--- WHAT IS BEING ASKED ---
Reproduce every line of the listing as written, apart from the pictures.

--- DATASET CONTENT ---
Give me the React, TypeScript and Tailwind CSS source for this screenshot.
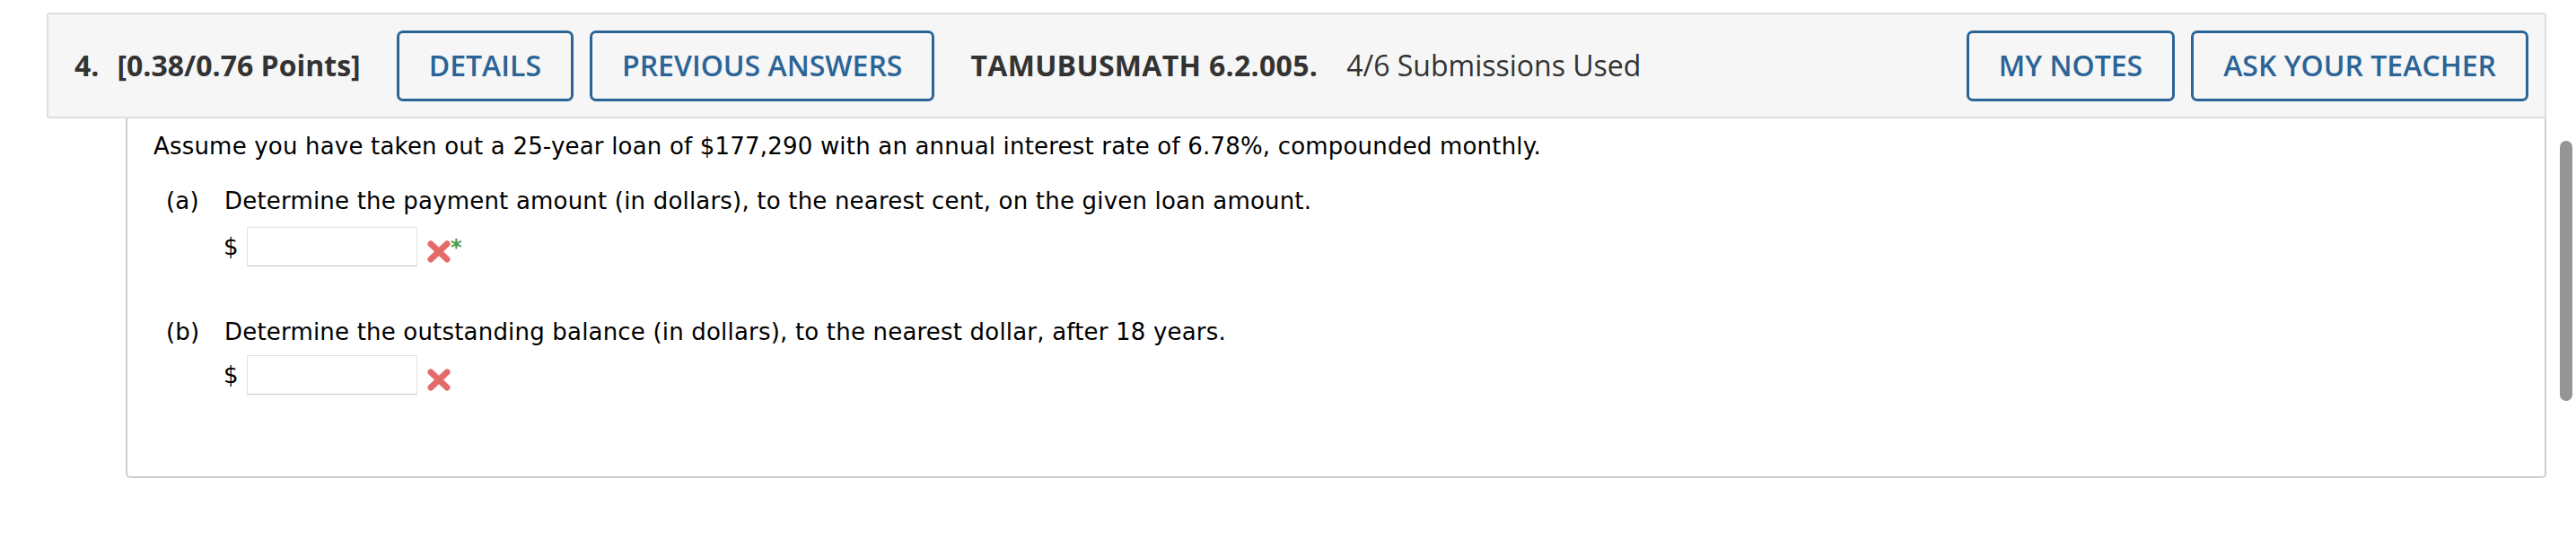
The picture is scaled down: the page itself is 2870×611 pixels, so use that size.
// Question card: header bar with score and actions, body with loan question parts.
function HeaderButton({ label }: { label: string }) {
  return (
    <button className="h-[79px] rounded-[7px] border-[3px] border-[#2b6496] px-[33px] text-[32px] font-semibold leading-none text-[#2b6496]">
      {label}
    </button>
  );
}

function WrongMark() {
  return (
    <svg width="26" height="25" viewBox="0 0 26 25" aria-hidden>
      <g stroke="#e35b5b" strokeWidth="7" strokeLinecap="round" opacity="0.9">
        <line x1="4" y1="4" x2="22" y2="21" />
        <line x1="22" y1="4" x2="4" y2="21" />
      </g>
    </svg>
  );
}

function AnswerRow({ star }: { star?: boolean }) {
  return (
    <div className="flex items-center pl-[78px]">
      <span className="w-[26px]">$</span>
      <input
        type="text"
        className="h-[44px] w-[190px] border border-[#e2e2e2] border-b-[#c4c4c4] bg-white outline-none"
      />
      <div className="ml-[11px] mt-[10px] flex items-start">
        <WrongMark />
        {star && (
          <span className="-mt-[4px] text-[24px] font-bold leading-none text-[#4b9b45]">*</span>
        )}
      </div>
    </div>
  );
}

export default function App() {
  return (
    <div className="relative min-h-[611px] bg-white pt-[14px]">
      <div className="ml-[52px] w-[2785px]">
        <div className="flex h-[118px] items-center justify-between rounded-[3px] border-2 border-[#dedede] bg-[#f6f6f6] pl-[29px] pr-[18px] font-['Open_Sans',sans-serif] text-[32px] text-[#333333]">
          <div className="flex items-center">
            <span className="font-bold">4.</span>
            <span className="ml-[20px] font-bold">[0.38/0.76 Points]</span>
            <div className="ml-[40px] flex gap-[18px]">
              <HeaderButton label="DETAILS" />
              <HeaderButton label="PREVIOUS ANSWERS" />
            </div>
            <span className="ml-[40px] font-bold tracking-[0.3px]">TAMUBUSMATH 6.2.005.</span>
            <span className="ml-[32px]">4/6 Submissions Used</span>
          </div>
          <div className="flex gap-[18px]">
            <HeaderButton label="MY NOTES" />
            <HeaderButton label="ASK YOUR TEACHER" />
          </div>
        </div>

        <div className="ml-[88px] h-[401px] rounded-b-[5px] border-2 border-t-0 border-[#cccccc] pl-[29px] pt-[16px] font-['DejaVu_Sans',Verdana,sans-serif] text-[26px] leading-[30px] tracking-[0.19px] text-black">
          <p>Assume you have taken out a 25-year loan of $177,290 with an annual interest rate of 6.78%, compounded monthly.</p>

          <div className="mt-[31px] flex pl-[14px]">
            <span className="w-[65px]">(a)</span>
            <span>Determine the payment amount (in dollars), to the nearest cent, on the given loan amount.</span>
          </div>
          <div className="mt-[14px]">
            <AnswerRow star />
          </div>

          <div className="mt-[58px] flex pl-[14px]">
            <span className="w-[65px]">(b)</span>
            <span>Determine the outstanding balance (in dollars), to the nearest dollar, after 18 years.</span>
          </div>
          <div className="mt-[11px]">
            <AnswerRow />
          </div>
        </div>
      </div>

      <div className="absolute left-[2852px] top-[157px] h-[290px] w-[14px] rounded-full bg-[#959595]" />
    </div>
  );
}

--- RESULT FOR THIS TASK ---
Give me the React, TypeScript and Tailwind CSS source for this screenshot.
The picture is scaled down: the page itself is 2870×611 pixels, so use that size.
// Question card: header bar with score and actions, body with loan question parts.
function HeaderButton({ label }: { label: string }) {
  return (
    <button className="h-[79px] rounded-[7px] border-[3px] border-[#2b6496] px-[33px] text-[32px] font-semibold leading-none text-[#2b6496]">
      {label}
    </button>
  );
}

function WrongMark() {
  return (
    <svg width="26" height="25" viewBox="0 0 26 25" aria-hidden>
      <g stroke="#e35b5b" strokeWidth="7" strokeLinecap="round" opacity="0.9">
        <line x1="4" y1="4" x2="22" y2="21" />
        <line x1="22" y1="4" x2="4" y2="21" />
      </g>
    </svg>
  );
}

function AnswerRow({ star }: { star?: boolean }) {
  return (
    <div className="flex items-center pl-[78px]">
      <span className="w-[26px]">$</span>
      <input
        type="text"
        className="h-[44px] w-[190px] border border-[#e2e2e2] border-b-[#c4c4c4] bg-white outline-none"
      />
      <div className="ml-[11px] mt-[10px] flex items-start">
        <WrongMark />
        {star && (
          <span className="-mt-[4px] text-[24px] font-bold leading-none text-[#4b9b45]">*</span>
        )}
      </div>
    </div>
  );
}

export default function App() {
  return (
    <div className="relative min-h-[611px] bg-white pt-[14px]">
      <div className="ml-[52px] w-[2785px]">
        <div className="flex h-[118px] items-center justify-between rounded-[3px] border-2 border-[#dedede] bg-[#f6f6f6] pl-[29px] pr-[18px] font-['Open_Sans',sans-serif] text-[32px] text-[#333333]">
          <div className="flex items-center">
            <span className="font-bold">4.</span>
            <span className="ml-[20px] font-bold">[0.38/0.76 Points]</span>
            <div className="ml-[40px] flex gap-[18px]">
              <HeaderButton label="DETAILS" />
              <HeaderButton label="PREVIOUS ANSWERS" />
            </div>
            <span className="ml-[40px] font-bold tracking-[0.3px]">TAMUBUSMATH 6.2.005.</span>
            <span className="ml-[32px]">4/6 Submissions Used</span>
          </div>
          <div className="flex gap-[18px]">
            <HeaderButton label="MY NOTES" />
            <HeaderButton label="ASK YOUR TEACHER" />
          </div>
        </div>

        <div className="ml-[88px] h-[401px] rounded-b-[5px] border-2 border-t-0 border-[#cccccc] pl-[29px] pt-[16px] font-['DejaVu_Sans',Verdana,sans-serif] text-[26px] leading-[30px] tracking-[0.19px] text-black">
          <p>Assume you have taken out a 25-year loan of $177,290 with an annual interest rate of 6.78%, compounded monthly.</p>

          <div className="mt-[31px] flex pl-[14px]">
            <span className="w-[65px]">(a)</span>
            <span>Determine the payment amount (in dollars), to the nearest cent, on the given loan amount.</span>
          </div>
          <div className="mt-[14px]">
            <AnswerRow star />
          </div>

          <div className="mt-[58px] flex pl-[14px]">
            <span className="w-[65px]">(b)</span>
            <span>Determine the outstanding balance (in dollars), to the nearest dollar, after 18 years.</span>
          </div>
          <div className="mt-[11px]">
            <AnswerRow />
          </div>
        </div>
      </div>

      <div className="absolute left-[2852px] top-[157px] h-[290px] w-[14px] rounded-full bg-[#959595]" />
    </div>
  );
}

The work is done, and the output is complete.